Ganz rechts in der mittleren Reihe steht Heinz Ferdinand Rothschild. Er entstammte einer der ältesten und bedeutendsten jüdischen Familien Weinheims. Sein Vater Hugo führte das weit über Weinheim hinaus bekannte Kaufhaus Gebrüder Rothschild (heute Optik Fielmann) bis zur polizeilichen Schließung nach dem November-Pogrom 1938. Heinz Rothschild emigrierte 1939 nach Kuba, seine Eltern Hugo und Fanny Rothschild zogen 1939 nach Mannheim, wähnten sich dort sicher, wurden aber am 22. Oktober 1940 verhaftet und nach Gurs gebracht. 1941 konnten sie sich, wie wenige andere, freikaufen und durften nach San Francisco ausreisen.

Unterschiedliche Lebenswege

Die Jüngsten standen bei der Gruppenaufnahme vorne. Margot Rapp, der wir dieses Bild verdanken, verlor ihre Eltern Friedrich und Tilly Rapp und ihre Großmutter Recha Heil in Auschwitz und Gurs. Mit einem der letzten Kindertransporte kam sie zu Jahresbeginn 1940 nach Palästina, lebte im Kibbuz, schloss sich 1945 dem Palmach an, der israelischen Untergrundarmee, erlebte im Negev die Geburt des Staates Israel, wurde nun in die reguläre Armee übernommen, heiratete den Berliner David Seewi und lebt heute in Köln.

Ihre Bildnachbarn sind Klaus Reiß, der jüngste Sohn von Dr.
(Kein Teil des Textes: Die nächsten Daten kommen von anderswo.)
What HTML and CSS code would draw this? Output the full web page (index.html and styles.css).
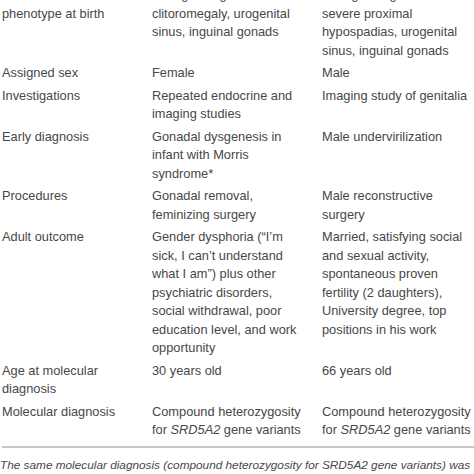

Reiß, Johanna (Hannele) Kassel, Schwester von Werner Kassel, die 1939 nach Palästina auswanderte, und Hannelore Friedhaber. Sie war die Tochter von Salomon Friedhaber und Hedwig Friedhaber, geb. Löb, die ein Etagengeschäft von Kleidern, Wäsche und Aussteuer betrieben, zuerst in der Hildastraße, dann in der Hauptstraße. 1936 wanderte die Familie nach Kolumbien aus, Hannelore Friedhaber heiratete den Leipziger Heinz Gembitz und lebt seit 1962 in Israel.

Rückkehr nach Weinheim

Margot Seewi-Rapp hat an beiden Heimattreffen ehemaliger jüdischer Mitbürger 1974 und 1991 in Weinheim teilgenommen. Erwin Neu, Hannelore Gembitz-Friedhaber, Hanna Katz-Kassel und Werner Simon Cassel kamen 1991 in die Heimatstadt und trafen in einer Gesprächsrunde auf interessiert lauschende Zehntklässler aus dem Werner-Heisenberg-Gymnasium. Hannelore Gembitz sagte ihnen am Ende der ebenso eindrucksvollen wie beklemmenden Gespräche: „Es wird für die Zukunft Deutschlands und damit Europas entscheidend sein, dass die deutsche Jugend frei und vorurteilslos denkt!”